Ragethirst Highlights - Dragon Inn/Dragons Gate Inn
I was drafted by Hal and Dream into writing the highlights for this stream, so I preface this by saying that I had to ask @paint-the-wall-with-bullets for the plot a fourth of the way through, upon which I connected the dots.
- The ragethirst was visited today by a smol, who graced us with kpop for a short time
- ling tried to make moves on everyone assembled, as per usual
- donnie appeared for all of five minutes in the beginning of the movie to look very pretty and to torture an official to death to establish the plot
- many disparaging comments were made about his makeup
- which were equally balanced out by those who liked it
- (personally I think it was a bit Much, but he did resemble a peacock dressed in gold filigree, so 50/50, could take or leave it)
- outfit 1
- donnie’s playing a eunuch, which lead to us trying to goad @evocating into writing Forbidden City fanfic starring ballsless sex, because the rest of us don’t have the research background for this brand of historical erotica
- the official’s entire family was killed except for one boy and one girl
- our heroine, played by Brigitte Lin, who I referred to for the rest of the movie as ‘the lady drunkard who crossdresses and fights well’ appears at this point with a band of renegade mercenaries to snatch the kids off
- donnie watches all of this from the cliffs above from the middle of his entourage
- no really
- outfit 2
- there’s a lot of fighting on horseback and by ‘fighting on horseback’ I mean people turning horses around in circles, yelling, and waving around prop swords while the wind kicks up sand everywhere
- donnie gets to use the Force
- our heroes, kids in tow, sojourn to this inn in the middle of the desert near a pass through the mountains they can use
- as framing for said inn we’re treated to a scene of Maggie Cheung, playing the role of the cannibal (more on that later) innkeeper mistress seducing a man and then brutally murdering him via several throwing knives to the face
- down the chute he goes
- for those interested, he gets turned into meat buns (that was the later)

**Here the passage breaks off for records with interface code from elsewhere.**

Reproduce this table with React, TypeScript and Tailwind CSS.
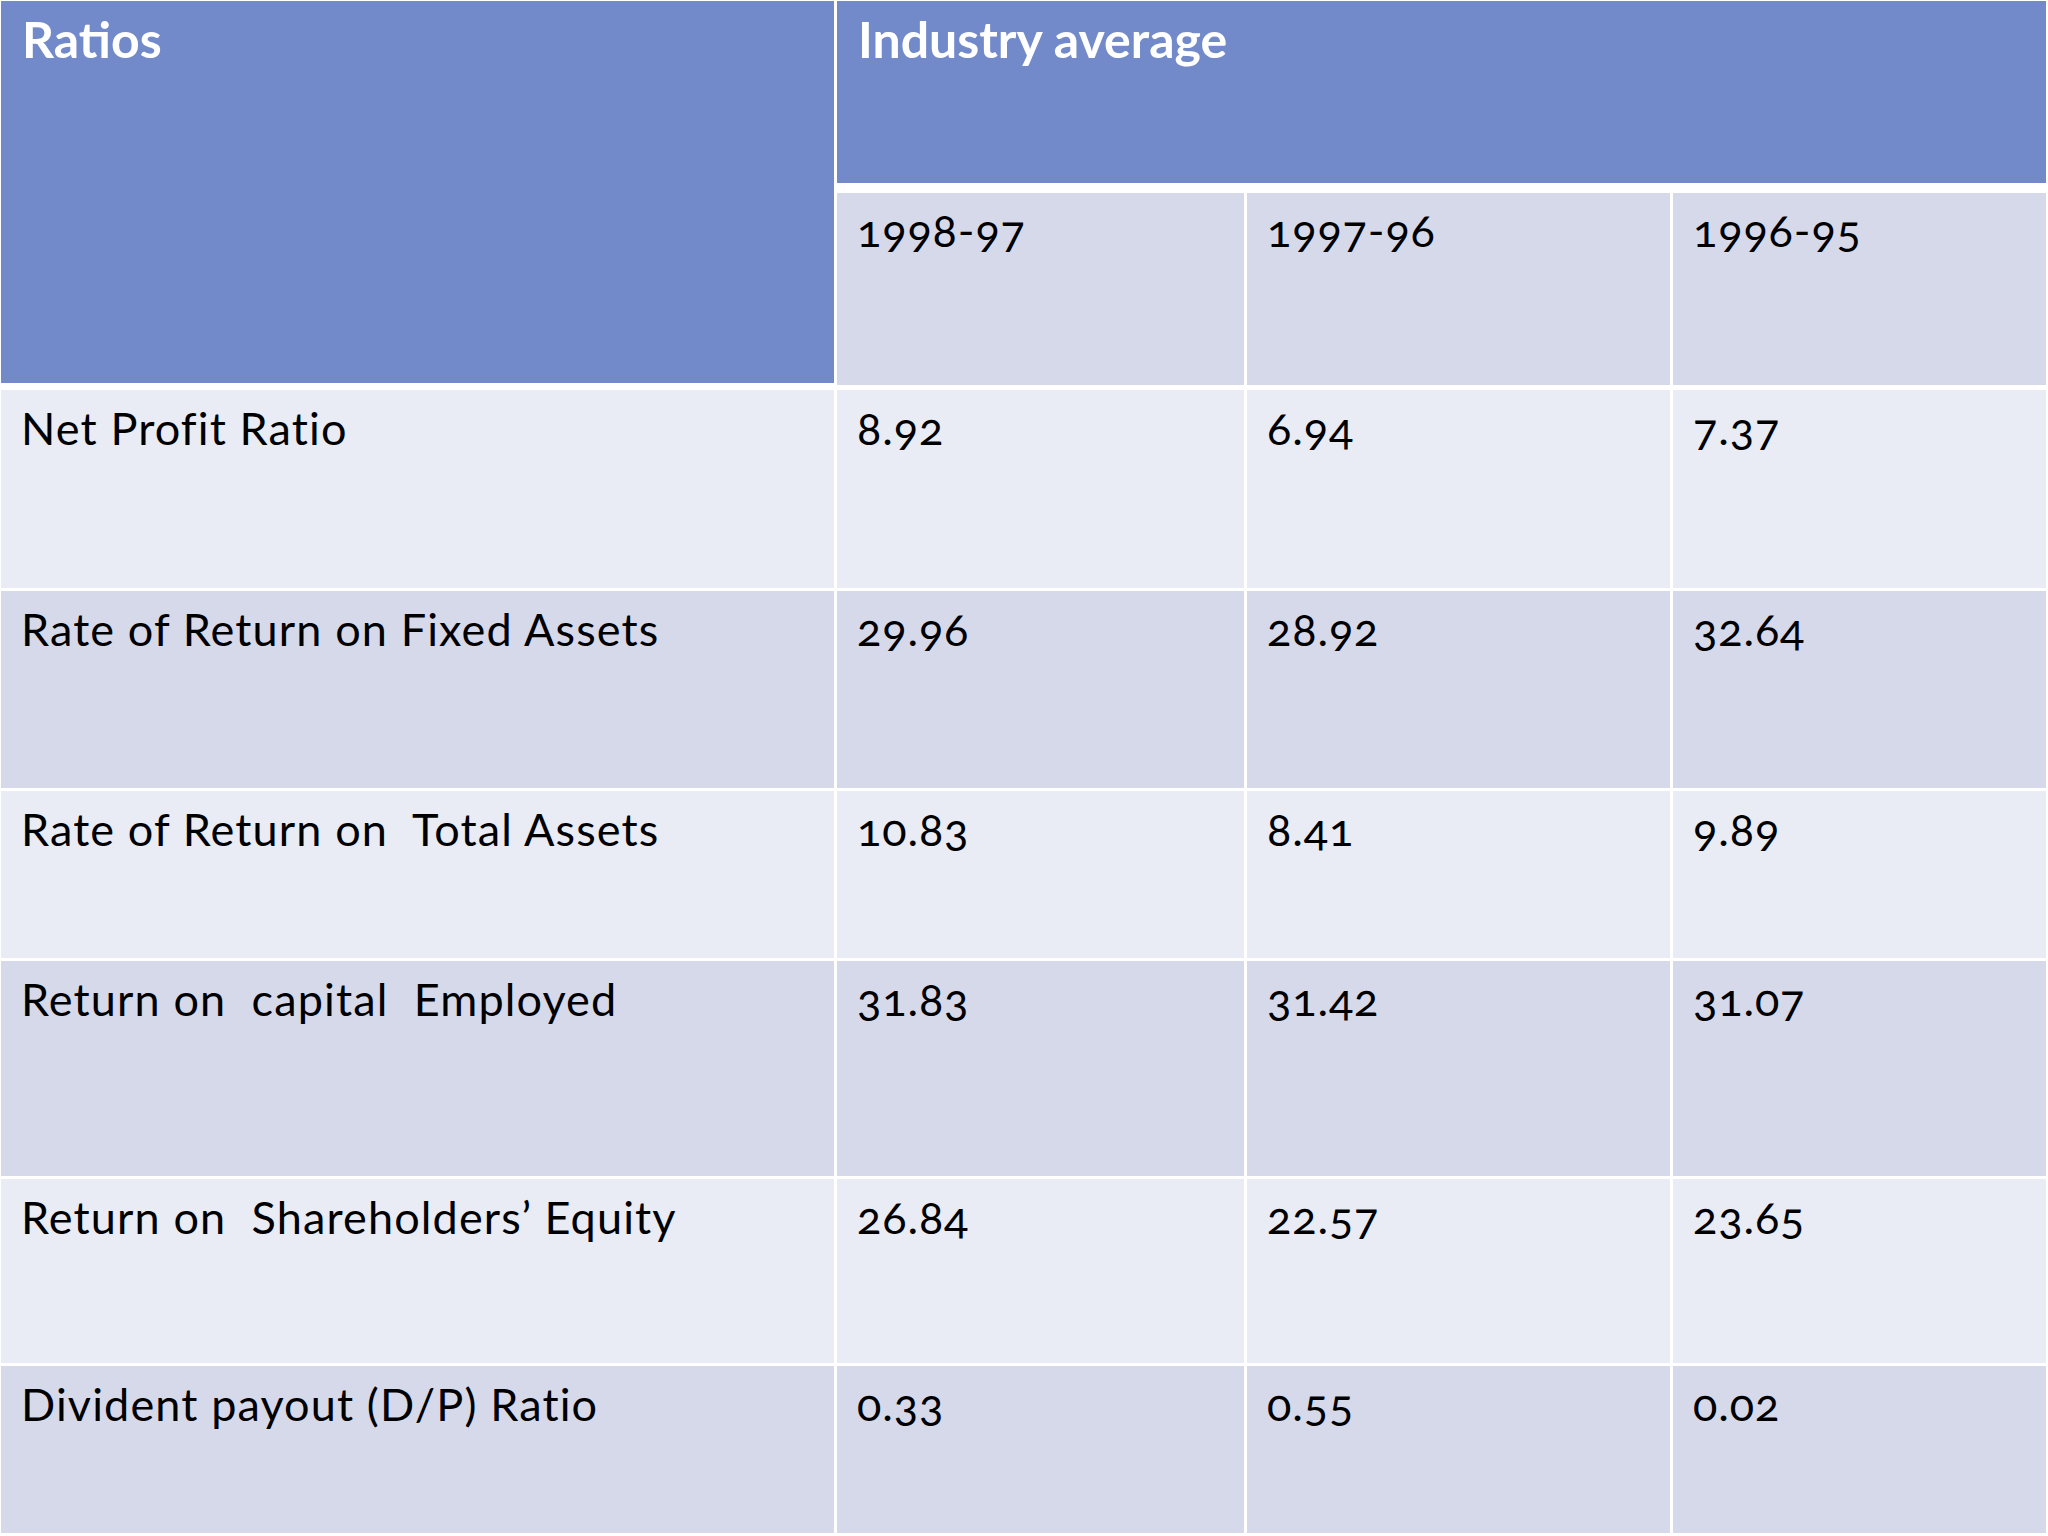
const years = ["1998-97", "1997-96", "1996-95"];

const rows = [
  { label: "Net Profit Ratio", values: ["8.92", "6.94", "7.37"], h: "h-[198px]", bg: "bg-[#e9ebf5]" },
  { label: "Rate of Return on Fixed Assets", values: ["29.96", "28.92", "32.64"], h: "h-[197px]", bg: "bg-[#d6d9ea]" },
  { label: "Rate of Return on  Total Assets", values: ["10.83", "8.41", "9.89"], h: "h-[167px]", bg: "bg-[#e9ebf5]" },
  { label: "Return on  capital  Employed", values: ["31.83", "31.42", "31.07"], h: "h-[215px]", bg: "bg-[#d6d9ea]" },
  { label: "Return on  Shareholders\u2019 Equity", values: ["26.84", "22.57", "23.65"], h: "h-[184px]", bg: "bg-[#e9ebf5]" },
  { label: "Divident payout (D/P) Ratio", values: ["0.33", "0.55", "0.02"], h: "h-[167px]", bg: "bg-[#d6d9ea]" },
];

export default function App() {
  return (
    <div className="w-[2048px] h-[1536px] bg-white pt-px pl-px flex flex-col font-['Lato',sans-serif] overflow-hidden">
      {/* header */}
      <div className="flex gap-[3px] h-[384px]">
        <div className="w-[833px] h-[382px] bg-[#728ac9] pl-[21px] pt-[8px] text-[50px] leading-[1.2] font-bold text-white">
          Ratios
        </div>
        <div className="w-[1209px] flex flex-col">
          <div className="h-[182px] bg-[#728ac9] pl-[21px] pt-[8px] text-[50px] leading-[1.2] font-bold text-white">
            Industry average
          </div>
          <div className="mt-[10px] h-[192px] grid grid-cols-[407px_423px_373px] gap-[3px]">
            {years.map((y) => (
              <div key={y} className="bg-[#d6d9ea] pl-[20px] pt-[10px] text-[45px] leading-[1.2] tracking-[0.02em] text-black oldstyle-nums">
                {y}
              </div>
            ))}
          </div>
        </div>
      </div>

      {/* body */}
      <div className="mt-[5px] grid grid-cols-[833px_407px_423px_373px] gap-[3px]">
        {rows.map((r) => (
          <div key={r.label} className="contents">
            <div className={`${r.h} ${r.bg} pl-[20px] pt-[11px] text-[45px] leading-[1.2] tracking-[0.025em] text-black whitespace-pre`}>
              {r.label}
            </div>
            {r.values.map((v, i) => (
              <div key={i} className={`${r.h} ${r.bg} pl-[20px] pt-[11px] text-[45px] leading-[1.2] tracking-[0.02em] text-black oldstyle-nums`}>
                {v}
              </div>
            ))}
          </div>
        ))}
      </div>
    </div>
  );
}
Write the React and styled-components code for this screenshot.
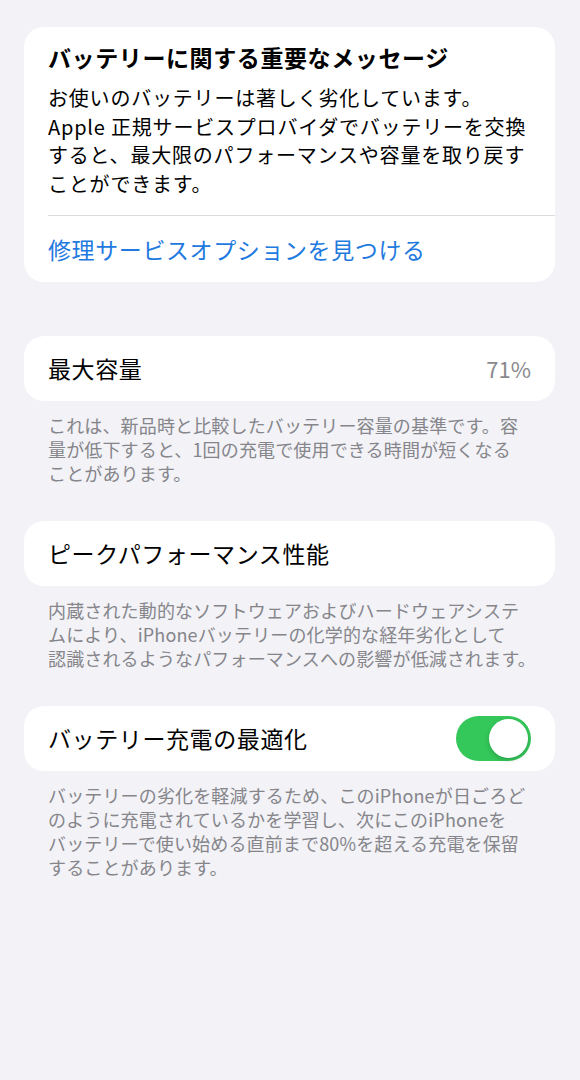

- the butcher is very skilled at chopping (I swear to god this becomes salient even more later)
- our innkeeper Immediately susses out that the crossdresser is crossdressing because she is not attracted to her womanly ways
- I say this but the next scene after the obligatory This Meat Tastes Off, Don’t Eat It bit is something like twenty minutes of a fight between our crossdressing heroine and the innkeeper in the bath that consists of knives shredding cloth and stealing clothes off of each other
- words were exchanged to the effect of ‘you have a very lovely body’ ‘as do you’
- the innkeeper loses
- she ends up topless
- while vaulting onto the top of the inn(??), the innkeeper is interrupted in the middle of her bawdy(???), topless(??????) song by the arrival of a third party
- Tony Ka Fai Leung plays a doctor romantically involved with our crossdressing heroine
- he arrives on two camels. Take this as you will.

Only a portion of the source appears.